_TASK OBJECTIVE:_ Copy out each line of the listing that has the word "this" in it.

— Begin DATASET ROWS —

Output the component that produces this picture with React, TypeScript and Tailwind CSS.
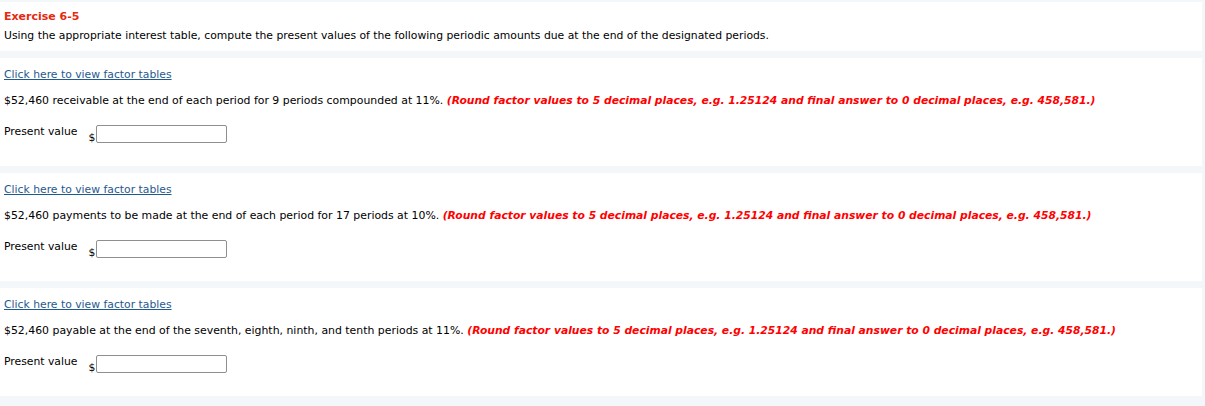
const font = { fontFamily: '"DejaVu Sans", Verdana, sans-serif' };

const questions = [
  "$52,460 receivable at the end of each period for 9 periods compounded at 11%.",
  "$52,460 payments to be made at the end of each period for 17 periods at 10%.",
  "$52,460 payable at the end of the seventh, eighth, ninth, and tenth periods at 11%.",
];

function Question({ text }: { text: string }) {
  return (
    <div className="bg-white px-1 pt-[10px] pb-[21px]">
      <a href="#" className="block text-[10.8px] leading-[14px] text-[#1f5a8f] underline underline-offset-1">
        Click here to view factor tables
      </a>
      <p className="mt-[12px] h-[14px] text-[10.9px] leading-[14px] text-black">
        {text}{" "}
        <span className="text-[10.75px] font-bold italic leading-[14px] text-[#ff0000]">
          (Round factor values to 5 decimal places, e.g. 1.25124 and final answer to 0 decimal places, e.g. 458,581.)
        </span>
      </p>
      <div className="mt-4 flex items-start">
        <span className="mt-px text-[10.8px] leading-[14px] text-black">Present value</span>
        <span className="ml-[11px] mt-[7px] text-[10.8px] leading-[14px] text-black">$</span>
        <input
          type="text"
          className="ml-px mt-px h-[18px] w-[131px] rounded-[2px] border border-[#8f8f8f] bg-white outline-none"
        />
      </div>
    </div>
  );
}

export default function App() {
  return (
    <div className="min-h-[406px] w-[1205px] bg-[#f4f7fa] pt-[2px] pr-[3px]" style={font}>
      <div className="flex flex-col gap-[7px]">
        <div className="bg-white px-1 pt-2 pb-2">
          <h1 className="text-[11px] font-bold leading-[14px] text-[#e6290f]">Exercise 6-5</h1>
          <p className="mt-[5px] text-[10.8px] leading-[14px] text-black">
            Using the appropriate interest table, compute the present values of the following periodic amounts due at the end of the designated periods.
          </p>
        </div>
        {questions.map((q, i) => (
          <Question key={i} text={q} />
        ))}
      </div>
    </div>
  );
}
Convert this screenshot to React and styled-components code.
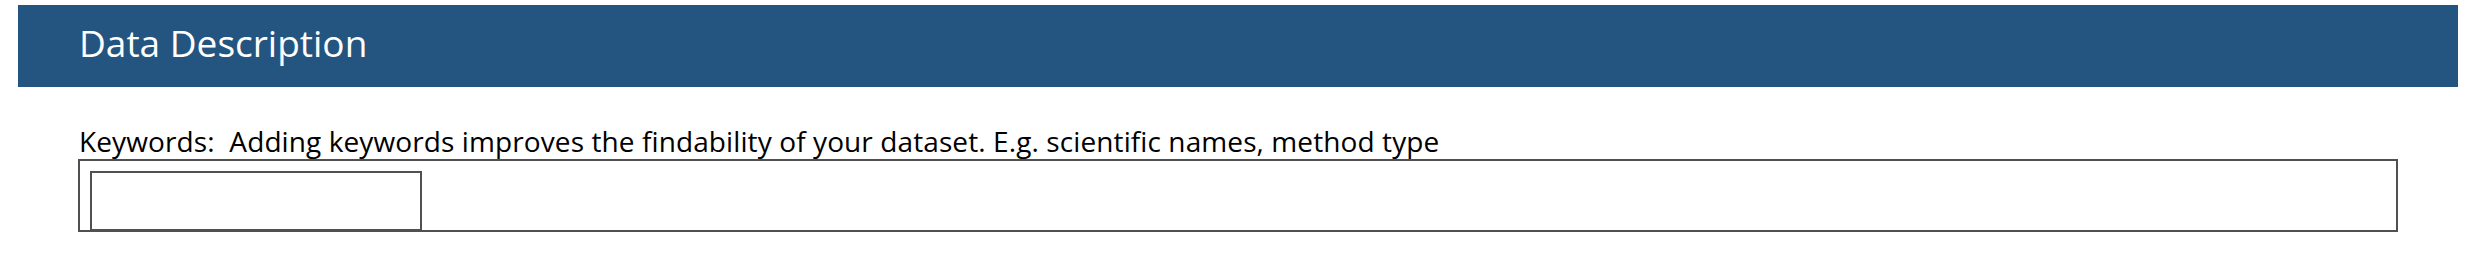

— End DATASET ROWS —

_WRITTEN RESPONSE:_
Output the component that produces this picture with React, TypeScript and Tailwind CSS.
Convert this screenshot to React and styled-components code.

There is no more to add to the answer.